<<<<

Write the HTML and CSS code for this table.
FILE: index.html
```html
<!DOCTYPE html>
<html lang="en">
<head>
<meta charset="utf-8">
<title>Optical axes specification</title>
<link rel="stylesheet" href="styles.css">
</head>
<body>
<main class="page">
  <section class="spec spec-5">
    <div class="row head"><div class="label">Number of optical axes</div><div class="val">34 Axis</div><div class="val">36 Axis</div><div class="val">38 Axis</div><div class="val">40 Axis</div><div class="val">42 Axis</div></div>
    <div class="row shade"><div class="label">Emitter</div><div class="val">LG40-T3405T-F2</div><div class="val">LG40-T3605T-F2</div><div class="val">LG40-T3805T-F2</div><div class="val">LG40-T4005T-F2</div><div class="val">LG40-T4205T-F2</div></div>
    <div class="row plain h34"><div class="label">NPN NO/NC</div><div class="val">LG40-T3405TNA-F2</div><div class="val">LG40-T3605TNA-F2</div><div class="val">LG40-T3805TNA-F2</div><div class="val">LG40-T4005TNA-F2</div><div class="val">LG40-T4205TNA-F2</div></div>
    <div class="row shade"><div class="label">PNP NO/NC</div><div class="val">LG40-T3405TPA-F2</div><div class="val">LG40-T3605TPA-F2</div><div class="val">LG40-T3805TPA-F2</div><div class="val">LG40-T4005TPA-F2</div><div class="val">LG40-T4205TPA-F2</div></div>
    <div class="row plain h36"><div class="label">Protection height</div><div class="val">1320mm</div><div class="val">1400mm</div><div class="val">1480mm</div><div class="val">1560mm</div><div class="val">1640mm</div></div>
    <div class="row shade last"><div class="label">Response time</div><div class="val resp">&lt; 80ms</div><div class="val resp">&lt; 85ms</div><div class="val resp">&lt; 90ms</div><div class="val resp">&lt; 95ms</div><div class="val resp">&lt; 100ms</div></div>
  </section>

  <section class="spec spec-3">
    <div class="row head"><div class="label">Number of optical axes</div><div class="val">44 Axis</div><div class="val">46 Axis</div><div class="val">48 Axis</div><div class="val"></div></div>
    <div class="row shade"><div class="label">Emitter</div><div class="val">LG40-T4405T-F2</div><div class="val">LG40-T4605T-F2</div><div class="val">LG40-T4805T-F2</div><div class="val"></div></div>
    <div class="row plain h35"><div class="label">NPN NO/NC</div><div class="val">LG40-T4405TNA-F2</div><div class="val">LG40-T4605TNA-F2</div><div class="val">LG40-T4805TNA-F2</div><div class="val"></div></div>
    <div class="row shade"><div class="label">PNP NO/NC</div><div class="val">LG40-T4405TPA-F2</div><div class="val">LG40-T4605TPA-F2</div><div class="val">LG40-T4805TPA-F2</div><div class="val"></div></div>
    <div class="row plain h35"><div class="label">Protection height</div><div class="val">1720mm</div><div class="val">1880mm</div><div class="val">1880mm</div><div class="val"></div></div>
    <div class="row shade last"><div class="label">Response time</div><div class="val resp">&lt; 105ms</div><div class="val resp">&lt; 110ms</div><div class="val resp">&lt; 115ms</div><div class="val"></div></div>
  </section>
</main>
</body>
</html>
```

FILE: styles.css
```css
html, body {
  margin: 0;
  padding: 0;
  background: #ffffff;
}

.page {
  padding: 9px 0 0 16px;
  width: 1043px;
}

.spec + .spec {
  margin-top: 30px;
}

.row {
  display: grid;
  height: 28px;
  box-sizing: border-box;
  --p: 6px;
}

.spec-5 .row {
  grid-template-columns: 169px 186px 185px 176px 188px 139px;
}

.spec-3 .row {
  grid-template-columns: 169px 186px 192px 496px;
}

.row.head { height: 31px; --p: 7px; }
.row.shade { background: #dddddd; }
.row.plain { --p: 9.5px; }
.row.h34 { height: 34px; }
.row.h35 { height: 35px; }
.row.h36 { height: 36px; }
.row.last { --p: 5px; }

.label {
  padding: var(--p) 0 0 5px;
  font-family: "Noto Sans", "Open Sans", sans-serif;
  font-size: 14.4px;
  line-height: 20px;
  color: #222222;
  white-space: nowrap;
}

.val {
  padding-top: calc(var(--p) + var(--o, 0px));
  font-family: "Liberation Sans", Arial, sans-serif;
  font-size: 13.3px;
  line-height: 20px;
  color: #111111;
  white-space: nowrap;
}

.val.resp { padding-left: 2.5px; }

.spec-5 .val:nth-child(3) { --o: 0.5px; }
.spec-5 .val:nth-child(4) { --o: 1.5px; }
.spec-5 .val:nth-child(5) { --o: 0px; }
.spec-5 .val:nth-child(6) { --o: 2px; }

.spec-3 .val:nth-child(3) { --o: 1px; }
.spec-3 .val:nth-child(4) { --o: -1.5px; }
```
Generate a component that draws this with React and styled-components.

>>>>

What is required –
Repeat all of the entries exactly.

Answer to the task –
Write the HTML and CSS code for this table.
FILE: index.html
```html
<!DOCTYPE html>
<html lang="en">
<head>
<meta charset="utf-8">
<title>Optical axes specification</title>
<link rel="stylesheet" href="styles.css">
</head>
<body>
<main class="page">
  <section class="spec spec-5">
    <div class="row head"><div class="label">Number of optical axes</div><div class="val">34 Axis</div><div class="val">36 Axis</div><div class="val">38 Axis</div><div class="val">40 Axis</div><div class="val">42 Axis</div></div>
    <div class="row shade"><div class="label">Emitter</div><div class="val">LG40-T3405T-F2</div><div class="val">LG40-T3605T-F2</div><div class="val">LG40-T3805T-F2</div><div class="val">LG40-T4005T-F2</div><div class="val">LG40-T4205T-F2</div></div>
    <div class="row plain h34"><div class="label">NPN NO/NC</div><div class="val">LG40-T3405TNA-F2</div><div class="val">LG40-T3605TNA-F2</div><div class="val">LG40-T3805TNA-F2</div><div class="val">LG40-T4005TNA-F2</div><div class="val">LG40-T4205TNA-F2</div></div>
    <div class="row shade"><div class="label">PNP NO/NC</div><div class="val">LG40-T3405TPA-F2</div><div class="val">LG40-T3605TPA-F2</div><div class="val">LG40-T3805TPA-F2</div><div class="val">LG40-T4005TPA-F2</div><div class="val">LG40-T4205TPA-F2</div></div>
    <div class="row plain h36"><div class="label">Protection height</div><div class="val">1320mm</div><div class="val">1400mm</div><div class="val">1480mm</div><div class="val">1560mm</div><div class="val">1640mm</div></div>
    <div class="row shade last"><div class="label">Response time</div><div class="val resp">&lt; 80ms</div><div class="val resp">&lt; 85ms</div><div class="val resp">&lt; 90ms</div><div class="val resp">&lt; 95ms</div><div class="val resp">&lt; 100ms</div></div>
  </section>

  <section class="spec spec-3">
    <div class="row head"><div class="label">Number of optical axes</div><div class="val">44 Axis</div><div class="val">46 Axis</div><div class="val">48 Axis</div><div class="val"></div></div>
    <div class="row shade"><div class="label">Emitter</div><div class="val">LG40-T4405T-F2</div><div class="val">LG40-T4605T-F2</div><div class="val">LG40-T4805T-F2</div><div class="val"></div></div>
    <div class="row plain h35"><div class="label">NPN NO/NC</div><div class="val">LG40-T4405TNA-F2</div><div class="val">LG40-T4605TNA-F2</div><div class="val">LG40-T4805TNA-F2</div><div class="val"></div></div>
    <div class="row shade"><div class="label">PNP NO/NC</div><div class="val">LG40-T4405TPA-F2</div><div class="val">LG40-T4605TPA-F2</div><div class="val">LG40-T4805TPA-F2</div><div class="val"></div></div>
    <div class="row plain h35"><div class="label">Protection height</div><div class="val">1720mm</div><div class="val">1880mm</div><div class="val">1880mm</div><div class="val"></div></div>
    <div class="row shade last"><div class="label">Response time</div><div class="val resp">&lt; 105ms</div><div class="val resp">&lt; 110ms</div><div class="val resp">&lt; 115ms</div><div class="val"></div></div>
  </section>
</main>
</body>
</html>
```

FILE: styles.css
```css
html, body {
  margin: 0;
  padding: 0;
  background: #ffffff;
}

.page {
  padding: 9px 0 0 16px;
  width: 1043px;
}

.spec + .spec {
  margin-top: 30px;
}

.row {
  display: grid;
  height: 28px;
  box-sizing: border-box;
  --p: 6px;
}

.spec-5 .row {
  grid-template-columns: 169px 186px 185px 176px 188px 139px;
}

.spec-3 .row {
  grid-template-columns: 169px 186px 192px 496px;
}

.row.head { height: 31px; --p: 7px; }
.row.shade { background: #dddddd; }
.row.plain { --p: 9.5px; }
.row.h34 { height: 34px; }
.row.h35 { height: 35px; }
.row.h36 { height: 36px; }
.row.last { --p: 5px; }

.label {
  padding: var(--p) 0 0 5px;
  font-family: "Noto Sans", "Open Sans", sans-serif;
  font-size: 14.4px;
  line-height: 20px;
  color: #222222;
  white-space: nowrap;
}

.val {
  padding-top: calc(var(--p) + var(--o, 0px));
  font-family: "Liberation Sans", Arial, sans-serif;
  font-size: 13.3px;
  line-height: 20px;
  color: #111111;
  white-space: nowrap;
}

.val.resp { padding-left: 2.5px; }

.spec-5 .val:nth-child(3) { --o: 0.5px; }
.spec-5 .val:nth-child(4) { --o: 1.5px; }
.spec-5 .val:nth-child(5) { --o: 0px; }
.spec-5 .val:nth-child(6) { --o: 2px; }

.spec-3 .val:nth-child(3) { --o: 1px; }
.spec-3 .val:nth-child(4) { --o: -1.5px; }
```
Generate a component that draws this with React and styled-components.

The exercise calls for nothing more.